-- START OF Input rows --

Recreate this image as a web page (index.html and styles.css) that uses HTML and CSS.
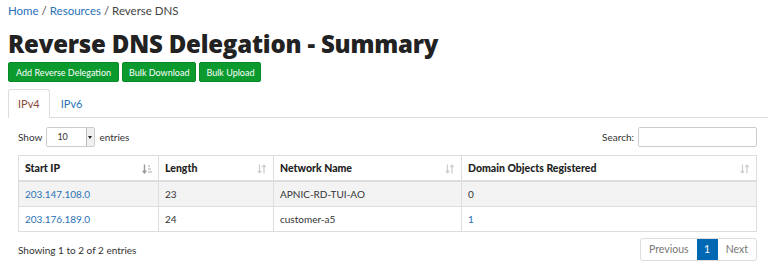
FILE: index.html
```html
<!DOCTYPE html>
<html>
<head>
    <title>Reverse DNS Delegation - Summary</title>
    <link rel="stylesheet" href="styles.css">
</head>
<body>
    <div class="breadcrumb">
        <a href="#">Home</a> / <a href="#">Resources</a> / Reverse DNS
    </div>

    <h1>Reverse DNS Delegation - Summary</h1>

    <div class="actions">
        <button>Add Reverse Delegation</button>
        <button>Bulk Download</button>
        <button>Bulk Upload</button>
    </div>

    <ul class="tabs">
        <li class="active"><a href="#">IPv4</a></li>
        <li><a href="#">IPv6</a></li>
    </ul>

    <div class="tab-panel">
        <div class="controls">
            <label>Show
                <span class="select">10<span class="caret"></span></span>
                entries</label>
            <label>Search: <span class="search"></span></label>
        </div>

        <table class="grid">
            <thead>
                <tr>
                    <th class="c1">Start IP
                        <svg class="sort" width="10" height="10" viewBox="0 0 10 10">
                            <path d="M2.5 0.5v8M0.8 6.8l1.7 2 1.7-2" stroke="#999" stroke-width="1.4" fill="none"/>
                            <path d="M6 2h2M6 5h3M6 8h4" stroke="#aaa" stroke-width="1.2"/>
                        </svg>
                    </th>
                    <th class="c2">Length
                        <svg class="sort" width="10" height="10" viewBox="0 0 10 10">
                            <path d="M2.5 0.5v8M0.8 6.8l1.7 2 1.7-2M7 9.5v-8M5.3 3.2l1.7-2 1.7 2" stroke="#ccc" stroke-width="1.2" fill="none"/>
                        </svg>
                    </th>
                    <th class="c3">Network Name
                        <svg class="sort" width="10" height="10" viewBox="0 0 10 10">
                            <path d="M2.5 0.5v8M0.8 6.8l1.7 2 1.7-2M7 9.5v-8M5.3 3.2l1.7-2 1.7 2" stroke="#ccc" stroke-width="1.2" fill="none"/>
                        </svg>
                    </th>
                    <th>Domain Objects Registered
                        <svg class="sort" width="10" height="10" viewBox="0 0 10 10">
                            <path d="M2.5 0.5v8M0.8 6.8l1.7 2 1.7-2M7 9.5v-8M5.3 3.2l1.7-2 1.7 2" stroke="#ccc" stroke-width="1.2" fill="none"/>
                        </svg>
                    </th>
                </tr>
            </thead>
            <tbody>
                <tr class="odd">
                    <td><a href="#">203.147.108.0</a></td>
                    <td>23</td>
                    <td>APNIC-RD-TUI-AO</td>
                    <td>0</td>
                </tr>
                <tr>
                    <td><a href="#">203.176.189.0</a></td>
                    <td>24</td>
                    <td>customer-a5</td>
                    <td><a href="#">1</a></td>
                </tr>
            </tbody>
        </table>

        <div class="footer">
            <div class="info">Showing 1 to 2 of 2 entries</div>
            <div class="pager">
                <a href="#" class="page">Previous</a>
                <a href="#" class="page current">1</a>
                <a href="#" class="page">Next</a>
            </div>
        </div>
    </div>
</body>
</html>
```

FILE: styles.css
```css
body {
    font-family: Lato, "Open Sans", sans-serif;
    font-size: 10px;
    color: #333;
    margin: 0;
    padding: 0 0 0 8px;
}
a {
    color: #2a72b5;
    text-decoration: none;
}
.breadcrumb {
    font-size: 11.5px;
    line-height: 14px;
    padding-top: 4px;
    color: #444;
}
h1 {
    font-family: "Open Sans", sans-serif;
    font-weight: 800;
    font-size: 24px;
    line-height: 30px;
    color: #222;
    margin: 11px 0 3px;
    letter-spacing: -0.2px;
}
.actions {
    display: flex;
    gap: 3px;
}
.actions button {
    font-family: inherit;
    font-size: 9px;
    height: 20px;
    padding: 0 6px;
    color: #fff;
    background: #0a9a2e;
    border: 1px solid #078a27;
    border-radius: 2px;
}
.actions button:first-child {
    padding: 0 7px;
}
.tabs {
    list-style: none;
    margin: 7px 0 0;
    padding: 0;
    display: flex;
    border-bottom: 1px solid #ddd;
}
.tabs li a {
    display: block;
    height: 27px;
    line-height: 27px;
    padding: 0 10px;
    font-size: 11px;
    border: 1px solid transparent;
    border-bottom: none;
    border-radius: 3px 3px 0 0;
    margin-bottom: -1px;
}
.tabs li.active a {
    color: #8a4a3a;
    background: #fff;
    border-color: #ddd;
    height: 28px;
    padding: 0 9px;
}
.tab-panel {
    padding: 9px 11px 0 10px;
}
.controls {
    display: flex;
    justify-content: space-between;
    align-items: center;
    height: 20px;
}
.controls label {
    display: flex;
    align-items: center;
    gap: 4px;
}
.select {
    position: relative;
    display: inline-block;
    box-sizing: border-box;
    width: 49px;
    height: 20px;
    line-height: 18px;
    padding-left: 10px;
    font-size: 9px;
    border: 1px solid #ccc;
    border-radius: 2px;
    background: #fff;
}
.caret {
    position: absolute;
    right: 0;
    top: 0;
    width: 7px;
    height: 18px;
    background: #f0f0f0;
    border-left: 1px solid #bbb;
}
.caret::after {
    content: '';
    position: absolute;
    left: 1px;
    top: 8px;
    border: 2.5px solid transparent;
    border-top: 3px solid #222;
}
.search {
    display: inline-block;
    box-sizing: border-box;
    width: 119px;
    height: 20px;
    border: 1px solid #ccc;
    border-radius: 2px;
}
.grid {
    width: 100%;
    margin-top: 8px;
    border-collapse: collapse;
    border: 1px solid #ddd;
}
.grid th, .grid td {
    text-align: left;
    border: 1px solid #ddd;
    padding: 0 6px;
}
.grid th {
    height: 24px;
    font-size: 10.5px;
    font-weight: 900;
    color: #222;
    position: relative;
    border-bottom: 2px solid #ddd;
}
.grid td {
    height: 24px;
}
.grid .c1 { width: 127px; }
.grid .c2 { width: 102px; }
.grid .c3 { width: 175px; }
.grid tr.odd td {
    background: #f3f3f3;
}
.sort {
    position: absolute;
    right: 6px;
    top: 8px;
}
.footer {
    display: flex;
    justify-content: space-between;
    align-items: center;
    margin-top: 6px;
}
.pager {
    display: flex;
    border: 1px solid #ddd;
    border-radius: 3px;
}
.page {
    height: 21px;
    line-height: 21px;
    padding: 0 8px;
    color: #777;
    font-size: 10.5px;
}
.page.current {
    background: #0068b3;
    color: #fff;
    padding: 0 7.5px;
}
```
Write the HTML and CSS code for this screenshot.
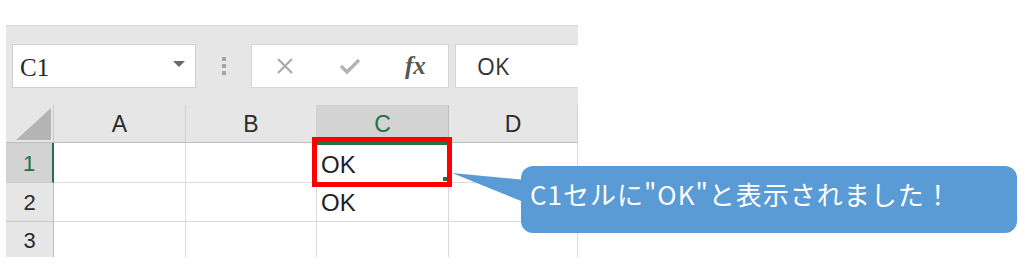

-- END OF Input rows --

Write the listing out a second time exactly, dropping all images.

Recreate this image as a web page (index.html and styles.css) that uses HTML and CSS.
FILE: index.html
```html
<!DOCTYPE html>
<html>
<head>
    <title>Reverse DNS Delegation - Summary</title>
    <link rel="stylesheet" href="styles.css">
</head>
<body>
    <div class="breadcrumb">
        <a href="#">Home</a> / <a href="#">Resources</a> / Reverse DNS
    </div>

    <h1>Reverse DNS Delegation - Summary</h1>

    <div class="actions">
        <button>Add Reverse Delegation</button>
        <button>Bulk Download</button>
        <button>Bulk Upload</button>
    </div>

    <ul class="tabs">
        <li class="active"><a href="#">IPv4</a></li>
        <li><a href="#">IPv6</a></li>
    </ul>

    <div class="tab-panel">
        <div class="controls">
            <label>Show
                <span class="select">10<span class="caret"></span></span>
                entries</label>
            <label>Search: <span class="search"></span></label>
        </div>

        <table class="grid">
            <thead>
                <tr>
                    <th class="c1">Start IP
                        <svg class="sort" width="10" height="10" viewBox="0 0 10 10">
                            <path d="M2.5 0.5v8M0.8 6.8l1.7 2 1.7-2" stroke="#999" stroke-width="1.4" fill="none"/>
                            <path d="M6 2h2M6 5h3M6 8h4" stroke="#aaa" stroke-width="1.2"/>
                        </svg>
                    </th>
                    <th class="c2">Length
                        <svg class="sort" width="10" height="10" viewBox="0 0 10 10">
                            <path d="M2.5 0.5v8M0.8 6.8l1.7 2 1.7-2M7 9.5v-8M5.3 3.2l1.7-2 1.7 2" stroke="#ccc" stroke-width="1.2" fill="none"/>
                        </svg>
                    </th>
                    <th class="c3">Network Name
                        <svg class="sort" width="10" height="10" viewBox="0 0 10 10">
                            <path d="M2.5 0.5v8M0.8 6.8l1.7 2 1.7-2M7 9.5v-8M5.3 3.2l1.7-2 1.7 2" stroke="#ccc" stroke-width="1.2" fill="none"/>
                        </svg>
                    </th>
                    <th>Domain Objects Registered
                        <svg class="sort" width="10" height="10" viewBox="0 0 10 10">
                            <path d="M2.5 0.5v8M0.8 6.8l1.7 2 1.7-2M7 9.5v-8M5.3 3.2l1.7-2 1.7 2" stroke="#ccc" stroke-width="1.2" fill="none"/>
                        </svg>
                    </th>
                </tr>
            </thead>
            <tbody>
                <tr class="odd">
                    <td><a href="#">203.147.108.0</a></td>
                    <td>23</td>
                    <td>APNIC-RD-TUI-AO</td>
                    <td>0</td>
                </tr>
                <tr>
                    <td><a href="#">203.176.189.0</a></td>
                    <td>24</td>
                    <td>customer-a5</td>
                    <td><a href="#">1</a></td>
                </tr>
            </tbody>
        </table>

        <div class="footer">
            <div class="info">Showing 1 to 2 of 2 entries</div>
            <div class="pager">
                <a href="#" class="page">Previous</a>
                <a href="#" class="page current">1</a>
                <a href="#" class="page">Next</a>
            </div>
        </div>
    </div>
</body>
</html>
```

FILE: styles.css
```css
body {
    font-family: Lato, "Open Sans", sans-serif;
    font-size: 10px;
    color: #333;
    margin: 0;
    padding: 0 0 0 8px;
}
a {
    color: #2a72b5;
    text-decoration: none;
}
.breadcrumb {
    font-size: 11.5px;
    line-height: 14px;
    padding-top: 4px;
    color: #444;
}
h1 {
    font-family: "Open Sans", sans-serif;
    font-weight: 800;
    font-size: 24px;
    line-height: 30px;
    color: #222;
    margin: 11px 0 3px;
    letter-spacing: -0.2px;
}
.actions {
    display: flex;
    gap: 3px;
}
.actions button {
    font-family: inherit;
    font-size: 9px;
    height: 20px;
    padding: 0 6px;
    color: #fff;
    background: #0a9a2e;
    border: 1px solid #078a27;
    border-radius: 2px;
}
.actions button:first-child {
    padding: 0 7px;
}
.tabs {
    list-style: none;
    margin: 7px 0 0;
    padding: 0;
    display: flex;
    border-bottom: 1px solid #ddd;
}
.tabs li a {
    display: block;
    height: 27px;
    line-height: 27px;
    padding: 0 10px;
    font-size: 11px;
    border: 1px solid transparent;
    border-bottom: none;
    border-radius: 3px 3px 0 0;
    margin-bottom: -1px;
}
.tabs li.active a {
    color: #8a4a3a;
    background: #fff;
    border-color: #ddd;
    height: 28px;
    padding: 0 9px;
}
.tab-panel {
    padding: 9px 11px 0 10px;
}
.controls {
    display: flex;
    justify-content: space-between;
    align-items: center;
    height: 20px;
}
.controls label {
    display: flex;
    align-items: center;
    gap: 4px;
}
.select {
    position: relative;
    display: inline-block;
    box-sizing: border-box;
    width: 49px;
    height: 20px;
    line-height: 18px;
    padding-left: 10px;
    font-size: 9px;
    border: 1px solid #ccc;
    border-radius: 2px;
    background: #fff;
}
.caret {
    position: absolute;
    right: 0;
    top: 0;
    width: 7px;
    height: 18px;
    background: #f0f0f0;
    border-left: 1px solid #bbb;
}
.caret::after {
    content: '';
    position: absolute;
    left: 1px;
    top: 8px;
    border: 2.5px solid transparent;
    border-top: 3px solid #222;
}
.search {
    display: inline-block;
    box-sizing: border-box;
    width: 119px;
    height: 20px;
    border: 1px solid #ccc;
    border-radius: 2px;
}
.grid {
    width: 100%;
    margin-top: 8px;
    border-collapse: collapse;
    border: 1px solid #ddd;
}
.grid th, .grid td {
    text-align: left;
    border: 1px solid #ddd;
    padding: 0 6px;
}
.grid th {
    height: 24px;
    font-size: 10.5px;
    font-weight: 900;
    color: #222;
    position: relative;
    border-bottom: 2px solid #ddd;
}
.grid td {
    height: 24px;
}
.grid .c1 { width: 127px; }
.grid .c2 { width: 102px; }
.grid .c3 { width: 175px; }
.grid tr.odd td {
    background: #f3f3f3;
}
.sort {
    position: absolute;
    right: 6px;
    top: 8px;
}
.footer {
    display: flex;
    justify-content: space-between;
    align-items: center;
    margin-top: 6px;
}
.pager {
    display: flex;
    border: 1px solid #ddd;
    border-radius: 3px;
}
.page {
    height: 21px;
    line-height: 21px;
    padding: 0 8px;
    color: #777;
    font-size: 10.5px;
}
.page.current {
    background: #0068b3;
    color: #fff;
    padding: 0 7.5px;
}
```
Write the HTML and CSS code for this screenshot.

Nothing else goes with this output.